Voici quelques souhaits exprimés dans le manifeste :
• Que dans l’Église l’autonomie de l’être humain et l’importance de sa conscience soient au centre de nos orientations et de nos décisions d’agir…;
• Que l’égalité femme/homme reconnue dans la société civile le soit autant dans notre Institution ecclésiale;
• Que la décentralisation de l’Institution ecclésiale (avec les siècles, devenue romaine et gérée par la Curie) se traduise progressivement par une prise en charge de chaque communauté chrétienne par ses membres, selon leurs talents et leur disponibilité;
• Que nos évêques prennent une plus grande liberté face au gouvernement central de notre Institution et une plus grande implication, associés aux laïques, dans les enjeux de notre société québécoise.
Une série de sept engagements suivent. Le Manifeste au complet peut être consulté sur le site Internet du RFAN où il est aussi possible de l’appuyer : http://forum-andre-naud.qc.ca/.

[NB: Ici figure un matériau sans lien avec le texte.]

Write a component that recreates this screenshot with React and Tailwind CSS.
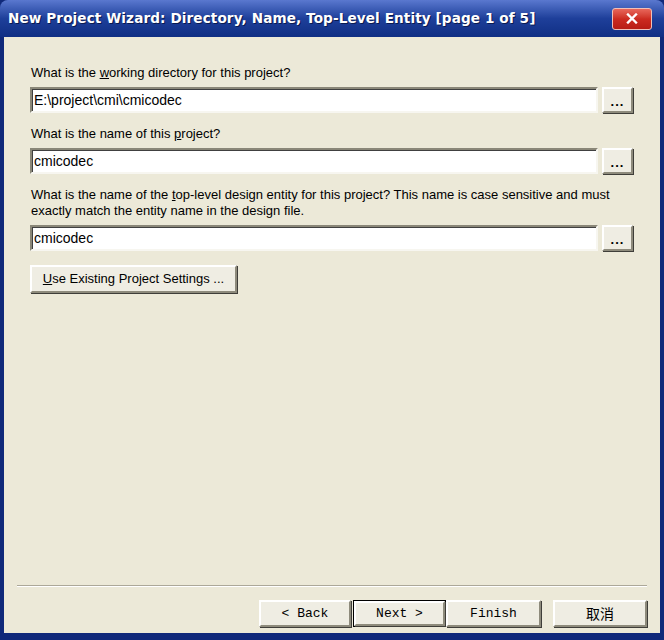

Depuis 7 ans, inspirés par la parole de Dieu, guidés par les orientations fondamentales de Vatican II et l’esprit critique du théologien québécois André Naud, les membres du Réseau des Forums André-Naud (RFAN) cherchent à promouvoir la liberté de pensée et d’expression dans l’Église, leur Institution. Le RFAN comprend 7 forums locaux regroupant autour de 150 membres provenant d’une quinzaine de diocèses. Leur bulletin compte 237 abonnés.
Vous pouvez appuyer leur Manifeste en allant sur le site Internet du RFAN à http://forum-andre-naud.qc.ca/.
2 personnes ont commenté cet article.
Je viens de lire le Manifeste avec lequel je suis globalement d’accord.
Je ne suis pas du tout sûr d’acquiescer aux demandes 6 et 7 (dans le Manifeste) qui me semblent demeurer dans la logique d’une institution cléricale, dont la hiérarchisation demeurerait présente même si les femmes pouvaient accéder au diaconat ou au presbytérat. C’est le modèle qui est à remettre en question, pas seulement les personnes qui pourraient remplir le poste.
Avec ces nuances, j’entre dans l’esprit qui se dégage du Manifeste.
Je trouve assez malheureux et inquiétant que ce monsieur qualifie à trois reprises l’Église d’INSTITUTION. Je pense toujours que, depuis le Concile, l’Église se définit d’abord et avant tout comme le peuple de Dieu au service duquel des membres sont investis de responsabilités particulières. C’est d’ailleurs à partir de la nature «populaire» de l’Église que tous les membres, toutes les personnes baptisées, sont en droit de jeter un regard critique sur l’appareil ( l’institution) qui est sensé l’animer, le dynamiser et le faire progresser, jamais le brimer dans sa liberté de penser et de faire. Une distinction aurait pu être faite entre la hiérarchie émanant du peuple et théoriquement au service de ce dernier, et le peuple de Dieu, mouvement de toutes celles et de tous ceux qui, de par leur baptême, sont disciples du Christ et partagent le sacerdoce universel et premier. Je ne connais pas la composition exacte du RFAN mais je trouve que le sacerdoce presbytéral jette un peu trop d’ombre sur ce sacerdoce premier et universel que l’histoire et la structure pyramidale de l’Église catholique a dangereusement relégué au-dessous des sacerdoces ministériels.
Deuxième remarque qui renforce la réaction qui précède: la seule inspiration à laquelle le texte fait référence vient des 300 prêtres autrichiens. Pourtant deux femmes françaises, «simple baptisées» (auraient-elles pu en être autrement?) ont pourtant amorcé un mouvement de remise en question des agissements de la hiérarchie à partir de leur appartenance à ce peuple de Dieu qu’est d’abord et avant tout l’Église.
Bonne poursuite dans vos réflexions.
Sans remettre en question mon appui au Manifeste, je tiens à réitérer les bémols que j’y ai joints au début.
Fraternellement, Normand Breault
Je suis d’accord avec le texte du manifeste.